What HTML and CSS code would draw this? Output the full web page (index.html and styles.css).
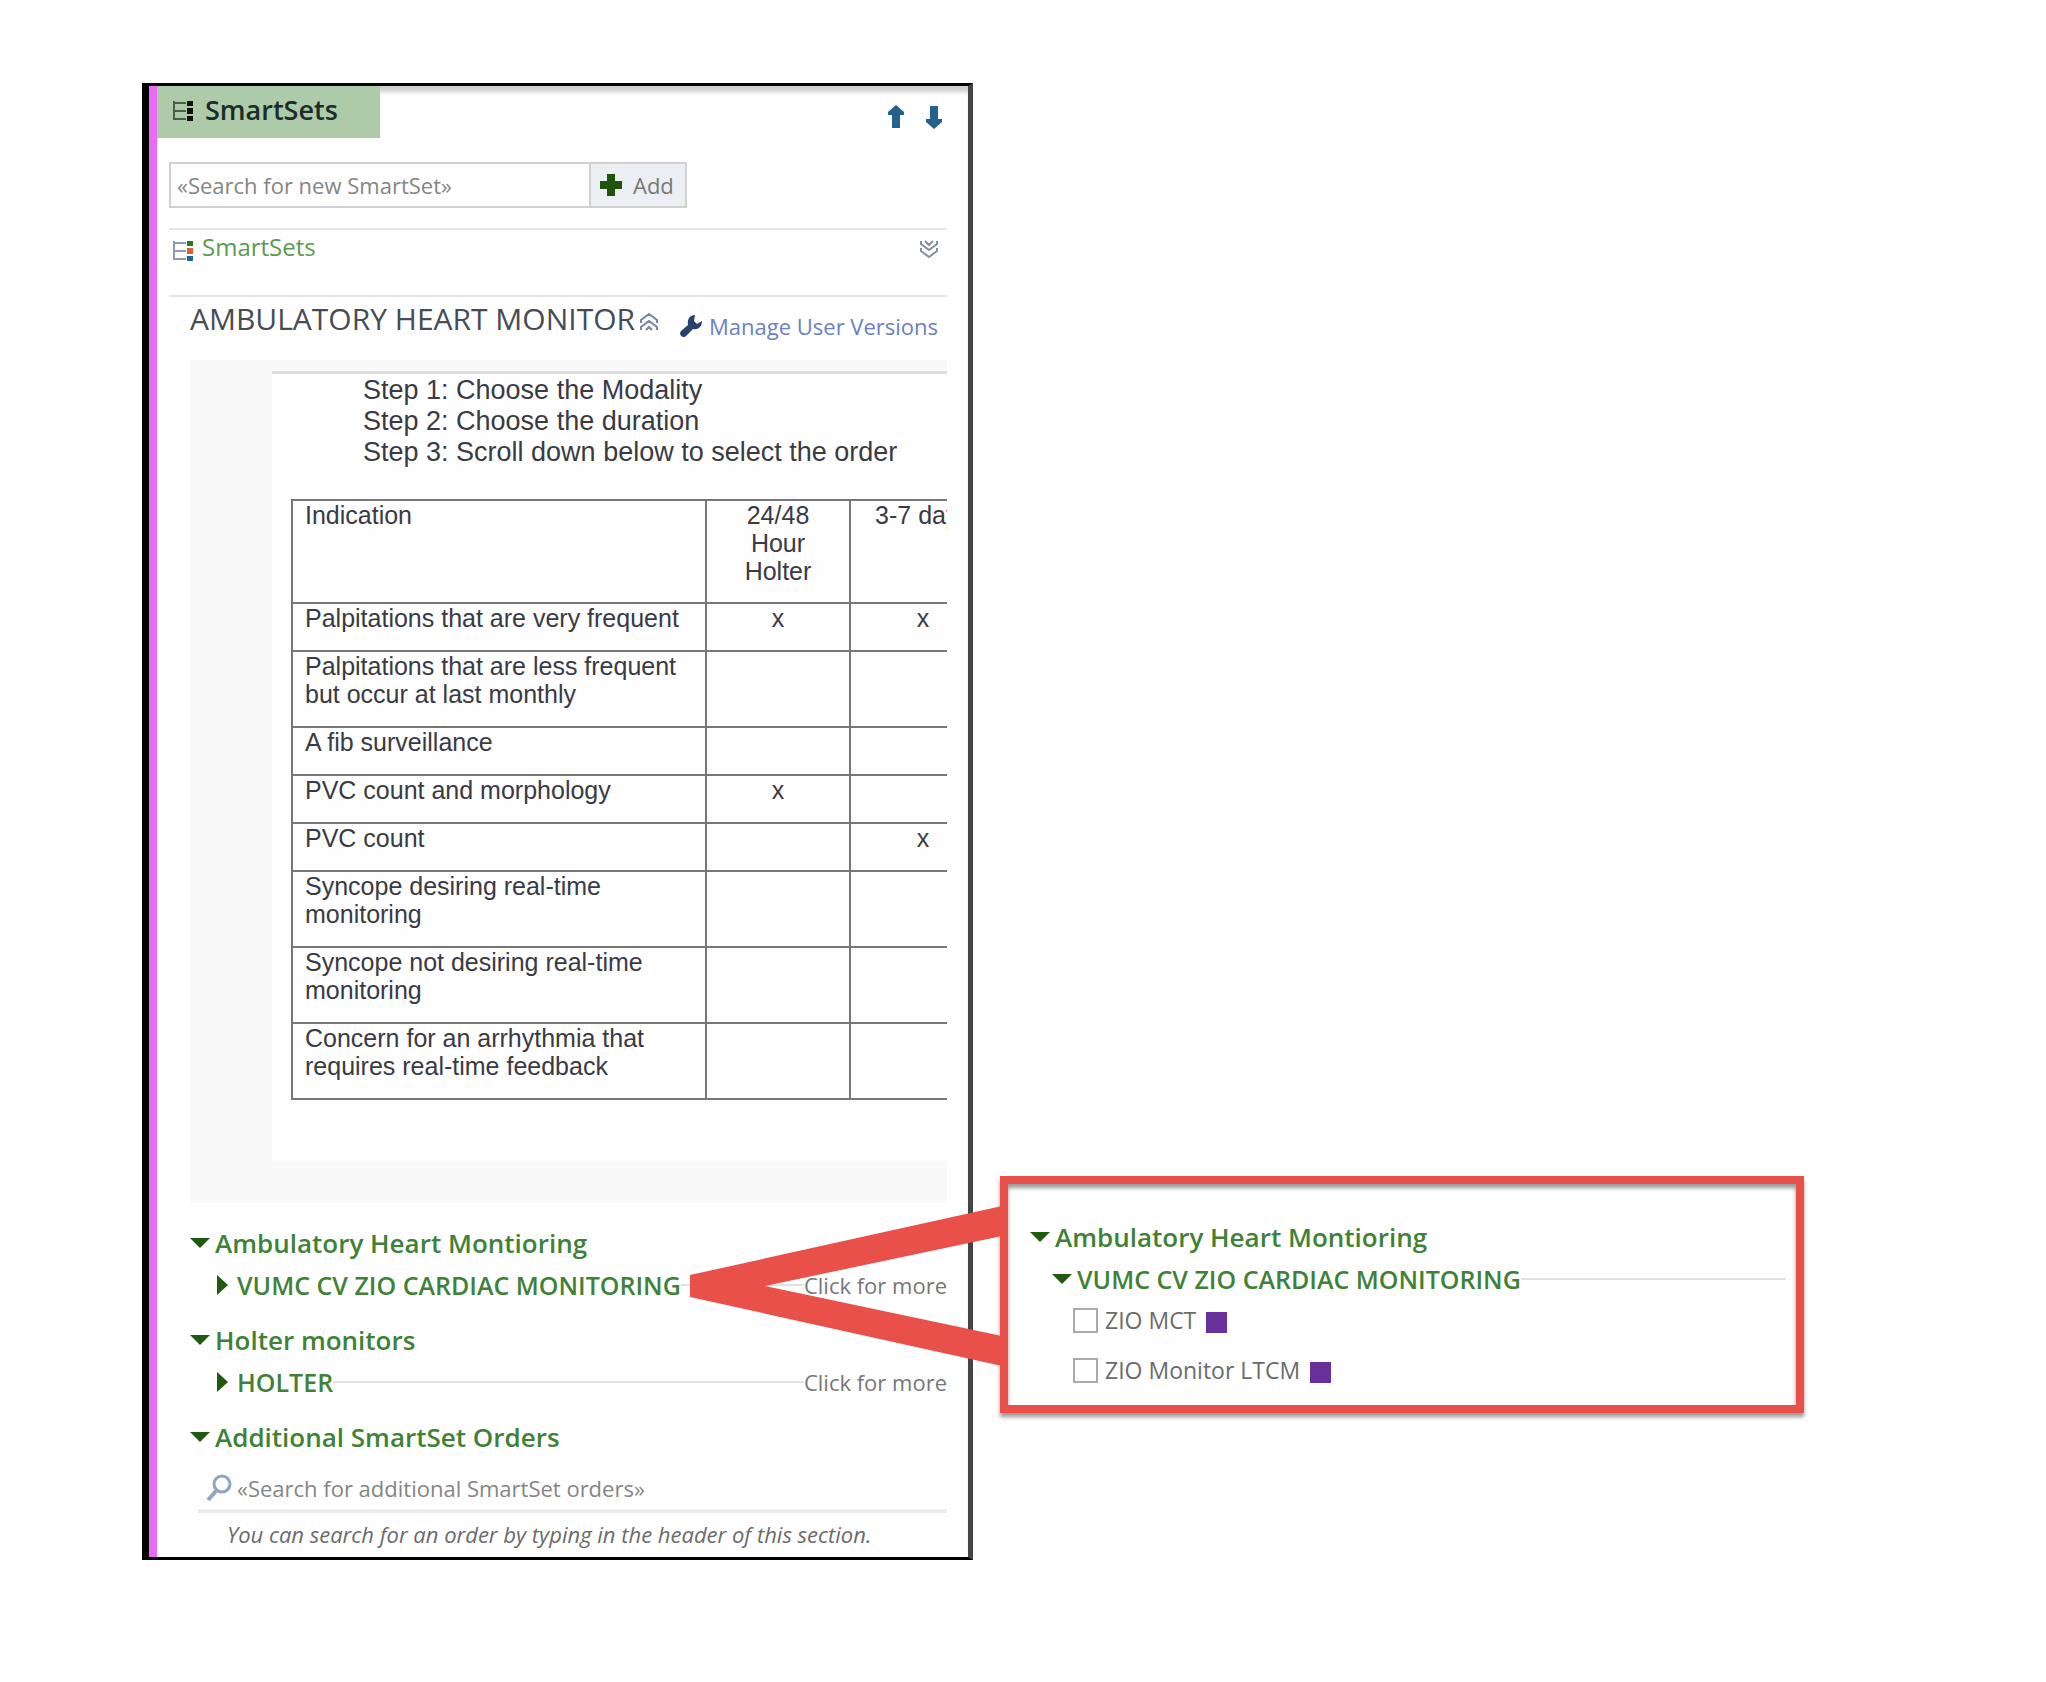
FILE: index.html
```html
<!doctype html>
<html lang="en">

<head>
    <meta charset="utf-8">
    <meta name="viewport" content="width=device-width, initial-scale=1">
    <title>SmartSets</title>
    <link rel="stylesheet" href="styles.css">
</head>

<body>
<main class="page">
    <!-- left side: the SmartSets panel -->
    <section class="panel">
        <header class="topbar">
            <h1 class="tab">
                <svg class="tree-icon" viewBox="0 0 22 22" width="22" height="22">
                    <path d="M2 1v19M2 3h12M2 11h12M2 19h12" stroke="#4c5f4c" stroke-width="2" fill="none"/>
                    <path d="M15 1h6v5h-6zM15 8h6v6h-6zM15 16h6v5h-6z" fill="#111"/>
                </svg>
                SmartSets
            </h1>
            <div class="move">
                <button class="icon-button" aria-label="Move up">
                    <svg viewBox="0 0 16 24" width="16" height="24"><path d="M8 0l8 7v3h-4v13H4V10H0V7z" fill="#23628c"/></svg>
                </button>
                <button class="icon-button" aria-label="Move down">
                    <svg viewBox="0 0 16 24" width="16" height="24"><path d="M8 24l8-7v-3h-4V1H4v13H0v3z" fill="#23628c"/></svg>
                </button>
            </div>
        </header>

        <form class="add-form">
            <input class="add-input" type="text" aria-label="Search for new SmartSet" placeholder="«Search for new SmartSet»">
            <button class="add-button" type="button">
                <svg viewBox="0 0 22 22" width="22" height="22"><path d="M7 0h8v7h7v8h-7v7H7v-7H0V7h7z" fill="#22530d"/></svg>
                Add
            </button>
        </form>

        <div class="set-row">
            <svg class="tree-icon" viewBox="0 0 22 22" width="22" height="22">
                <path d="M2 1v19M2 3h12M2 11h12M2 19h12" stroke="#8d9bb8" stroke-width="2" fill="none"/>
                <path d="M15 1h6v5h-6z" fill="#2c7a1e"/>
                <path d="M15 8h6v6h-6z" fill="#d9603b"/>
                <path d="M15 16h6v5h-6z" fill="#1f6796"/>
            </svg>
            <a class="set-link" href="#">SmartSets</a>
            <button class="icon-button" aria-label="Expand">
                <svg viewBox="0 0 18 18" width="18" height="18"><path d="M1 1v3l8 6 8-6V1M1 8v3l8 6 8-6V8M5 1l4 4 4-4" stroke="#8291a0" stroke-width="2" fill="none"/></svg>
            </button>
        </div>

        <div class="title-row">
            <h2 class="title">AMBULATORY HEART MONITOR</h2>
            <button class="icon-button" aria-label="Collapse">
                <svg viewBox="0 0 18 18" width="18" height="18"><path d="M1 10V7l8-6 8 6v3M1 17v-3l8-6 8 6v3M6 17l3-3 3 3" stroke="#7388a5" stroke-width="2" fill="none"/></svg>
            </button>
            <a class="manage" href="#">
                <svg viewBox="0 0 22 22" width="22" height="22"><path d="M1 16l7-6c-1-6 2-10 7-10l-1 6 3 3 5-3c0 6-4 9-9 8l-7 7c-3 3-8-1-5-5z" fill="#27436d"/></svg>
                <span>Manage User Versions</span>
            </a>
        </div>

        <div class="guide">
            <div class="sheet">
                <p class="steps">
                    Step 1: Choose the Modality<br>
                    Step 2: Choose the duration<br>
                    Step 3: Scroll down below to select the order
                </p>
                <table class="indications">
                    <colgroup>
                        <col class="col-name">
                        <col class="col-mark">
                        <col>
                    </colgroup>
                    <tr class="head"><th>Indication</th><th>24/48 Hour Holter</th><th>3-7 days</th></tr>
                    <tr><td>Palpitations that are very frequent</td><td>x</td><td>x</td></tr>
                    <tr class="tall"><td>Palpitations that are less frequent but occur at last monthly</td><td></td><td></td></tr>
                    <tr><td>A fib surveillance</td><td></td><td></td></tr>
                    <tr><td>PVC count and morphology</td><td>x</td><td></td></tr>
                    <tr><td>PVC count</td><td></td><td>x</td></tr>
                    <tr class="tall"><td>Syncope desiring real-time monitoring</td><td></td><td></td></tr>
                    <tr class="tall"><td>Syncope not desiring real-time monitoring</td><td></td><td></td></tr>
                    <tr class="tall"><td>Concern for an arrhythmia that requires real-time feedback</td><td></td><td></td></tr>
                </table>
            </div>
        </div>

        <div class="groups">
            <div class="group">
                <h3 class="group-name"><svg class="arrow" viewBox="0 0 20 10" width="20" height="10"><path d="M0 0h20L10 10z"/></svg>Ambulatory Heart Montioring</h3>
                <div class="sub">
                    <svg class="arrow" viewBox="0 0 20 20" width="20" height="20"><path d="M0 0l11 10L0 20z"/></svg>
                    <span class="sub-name">VUMC CV ZIO CARDIAC MONITORING</span>
                    <span class="line"></span>
                    <a class="more" href="#">Click for more</a>
                </div>
            </div>
            <div class="group">
                <h3 class="group-name"><svg class="arrow" viewBox="0 0 20 10" width="20" height="10"><path d="M0 0h20L10 10z"/></svg>Holter monitors</h3>
                <div class="sub">
                    <svg class="arrow" viewBox="0 0 20 20" width="20" height="20"><path d="M0 0l11 10L0 20z"/></svg>
                    <span class="sub-name">HOLTER</span>
                    <span class="line"></span>
                    <a class="more" href="#">Click for more</a>
                </div>
            </div>
            <div class="group">
                <h3 class="group-name"><svg class="arrow" viewBox="0 0 20 10" width="20" height="10"><path d="M0 0h20L10 10z"/></svg>Additional SmartSet Orders</h3>
                <label class="order-search">
                    <svg viewBox="0 0 26 28" width="26" height="28"><circle cx="16" cy="10" r="8" stroke="#91a5c0" stroke-width="3" fill="none"/><path d="M10 17l-8 9" stroke="#91a5c0" stroke-width="4"/></svg>
                    <input class="order-input" type="text" aria-label="Search for additional SmartSet orders" placeholder="«Search for additional SmartSet orders»">
                </label>
                <p class="hint">You can search for an order by typing in the header of this section.</p>
            </div>
        </div>
    </section>

    <!-- right side: the opened group -->
    <aside class="callout">
        <svg class="pointer" viewBox="0 0 318 228" width="318" height="228">
            <path d="M0 91L312 22V52L75 102L312 152V182L0 113z" fill="#e9504a"/>
        </svg>
        <h3 class="group-name"><svg class="arrow" viewBox="0 0 20 10" width="20" height="10"><path d="M0 0h20L10 10z"/></svg>Ambulatory Heart Montioring</h3>
        <div class="sub">
            <svg class="arrow" viewBox="0 0 20 10" width="20" height="10"><path d="M0 0h20L10 10z"/></svg>
            <span class="sub-name">VUMC CV ZIO CARDIAC MONITORING</span>
            <span class="line"></span>
        </div>
        <div class="orders">
            <label class="order"><input type="checkbox">ZIO MCT <span class="badge"></span></label>
            <label class="order"><input type="checkbox">ZIO Monitor LTCM <span class="badge"></span></label>
        </div>
    </aside>
</main>
</body>

</html>
```

FILE: styles.css
```css
* {
    box-sizing: border-box;
}

body {
    margin: 0;
    background-color: #fff;
    color: #6b6b6b;
    font-family: "Open Sans", "Noto Sans", sans-serif;
    font-size: 22px;
}

h1, h2, h3, p {
    margin: 0;
}

a {
    text-decoration: none;
}

svg {
    flex: none;
}

.page {
    display: grid;
    grid-template-columns: minmax(0, 831fr) minmax(0, 804fr);
    column-gap: 27px;
    padding: 83px 242px 83px 142px;
}

/* left panel */
.panel {
    border: solid #000;
    border-width: 3px 5px 3px 7px;
    border-right-color: #444;
    box-shadow: inset 8px 0 0 #e96af3, inset 0 8px 4px -2px #ccc;
    padding: 0 21px 5px 20px;
}

.icon-button {
    display: flex;
    border: 0;
    padding: 0;
    background: none;
}

.topbar {
    display: flex;
    justify-content: space-between;
    height: 52px;
    margin-left: -12px;
}

.tab {
    display: flex;
    gap: 11px;
    width: 223px;
    padding: 4px 0 0 15px;
    background-color: #adcba8;
    color: #1d2b2b;
    font-size: 27px;
    font-weight: 600;
    line-height: 40px;
}

.tab .tree-icon {
    margin-top: 10px;
}

.move {
    display: flex;
    gap: 22px;
    padding: 19px 5px 0 0;
}

.add-form {
    display: flex;
    width: 518px;
    height: 46px;
    margin-top: 24px;
    border: 2px solid #d0d0d0;
}

.add-input {
    flex: 1;
    min-width: 0;
    border: 0;
    padding: 0 6px;
    background: none;
    font: inherit;
}

::placeholder {
    color: #858585;
    opacity: 1;
}

.add-button {
    display: flex;
    align-items: center;
    gap: 11px;
    width: 96px;
    border: 0;
    border-left: 2px solid #d0d0d0;
    padding: 0 0 0 9px;
    background-color: #ebeff4;
    color: #777;
    font: inherit;
}

.set-row {
    display: flex;
    gap: 8px;
    height: 67px;
    margin-top: 20px;
    border-top: 2px solid #e3e7e7;
    padding: 0 9px 0 3px;
}

.set-row .tree-icon {
    margin-top: 10px;
}

.set-link {
    flex: 1;
    color: #5b9a50;
    font-size: 24px;
    line-height: 34px;
}

.set-row .icon-button {
    margin-top: 10px;
    height: 18px;
}

.title-row {
    display: flex;
    align-items: flex-start;
    gap: 5px;
    height: 65px;
    border-top: 2px solid #e3e7e7;
    padding: 4px 0 0 21px;
}

.title {
    color: #464c54;
    font-size: 30px;
    font-weight: 400;
    line-height: 36px;
    white-space: nowrap;
}

.title-row .icon-button {
    margin-top: 12px;
}

.manage {
    display: flex;
    align-items: center;
    gap: 7px;
    margin-left: 17px;
    padding-top: 7px;
    color: #6c80c4;
    line-height: 36px;
    white-space: nowrap;
}

/* guide with the table */
.guide {
    margin-left: 21px;
    padding: 11px 0 42px 82px;
    background-color: #f9f9f9;
    overflow: hidden;
}

.sheet {
    border-top: 3px solid #ddd;
    padding: 1px 0 61px 19px;
    background-color: #fefefe;
    color: #3a3a44;
    font-family: "Liberation Sans", Arial, sans-serif;
    overflow: hidden;
}

.steps {
    padding-left: 72px;
    font-size: 27px;
    line-height: 31px;
    white-space: nowrap;
}

/* wider than the sheet, the last column runs off its edge */
.indications {
    width: 706px;
    margin-top: 31px;
    border-collapse: collapse;
    table-layout: fixed;
    font-size: 25px;
    line-height: 28px;
}

.col-name {
    width: 414px;
}

.col-mark {
    width: 144px;
}

.indications th,
.indications td {
    height: 48px;
    border: 2px solid #777;
    padding: 0 30px;
    font-weight: 400;
    text-align: center;
    vertical-align: top;
}

.indications th:last-child {
    padding: 0;
}

.indications th:first-child,
.indications td:first-child {
    padding: 0 12px;
    text-align: left;
}

.indications .head th {
    height: 103px;
}

.indications .tall td {
    height: 76px;
}

/* order groups */
.groups {
    display: flex;
    flex-direction: column;
    gap: 19px;
    margin-top: 22px;
    padding-left: 21px;
}

.arrow {
    fill: #1f5a10;
}

.group-name {
    display: flex;
    align-items: center;
    gap: 5px;
    color: #3f8237;
    font-size: 26px;
    font-weight: 600;
    line-height: 36px;
}

.sub {
    display: flex;
    align-items: center;
    margin-top: 6px;
    padding-left: 27px;
    line-height: 36px;
    white-space: nowrap;
}

.sub-name {
    color: #3f8237;
    font-size: 25px;
    font-weight: 600;
}

.line {
    flex: 1;
    height: 2px;
    background-color: #e2e2e2;
}

.more {
    color: #777;
}

.order-search {
    display: flex;
    align-items: center;
    gap: 5px;
    height: 46px;
    margin: 12px 0 0 8px;
    border-bottom: 4px solid #ececec;
    padding-left: 8px;
}

.order-input {
    flex: 1;
    border: 0;
    padding: 0;
    background: none;
    font: inherit;
}

.hint {
    padding: 3px 0 0 37px;
    font-style: italic;
    line-height: 36px;
    white-space: nowrap;
}

/* opened group on the right */
.callout {
    position: relative;
    align-self: end;
    margin-bottom: 147px;
    border: 8px solid #e9504a;
    padding: 35px 10px 17px 22px;
    box-shadow: 0 4px 4px #999, inset 0 4px 4px #999;
}

.pointer {
    position: absolute;
    top: 0;
    right: 100%;
}

.callout .sub {
    padding-left: 22px;
}

.callout .sub .arrow {
    margin-right: 5px;
}

.orders {
    display: flex;
    flex-direction: column;
    gap: 14px;
    padding: 5px 0 0 43px;
}

.order {
    display: flex;
    align-items: center;
    gap: 7px;
    font-size: 23px;
    line-height: 36px;
}

.order input {
    appearance: none;
    width: 25px;
    height: 25px;
    margin: 0;
    border: 2px solid #aaa;
    background-color: #fff;
}

.badge {
    width: 21px;
    height: 21px;
    margin: 4px 0 0 3px;
    background-color: #68309a;
}
```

+++++

### TASK DIRECTIONS
Display every line of the listing that contains the string "styles".

### TASK RESULT
What HTML and CSS code would draw this? Output the full web page (index.html and styles.css).
    <link rel="stylesheet" href="styles.css">
FILE: styles.css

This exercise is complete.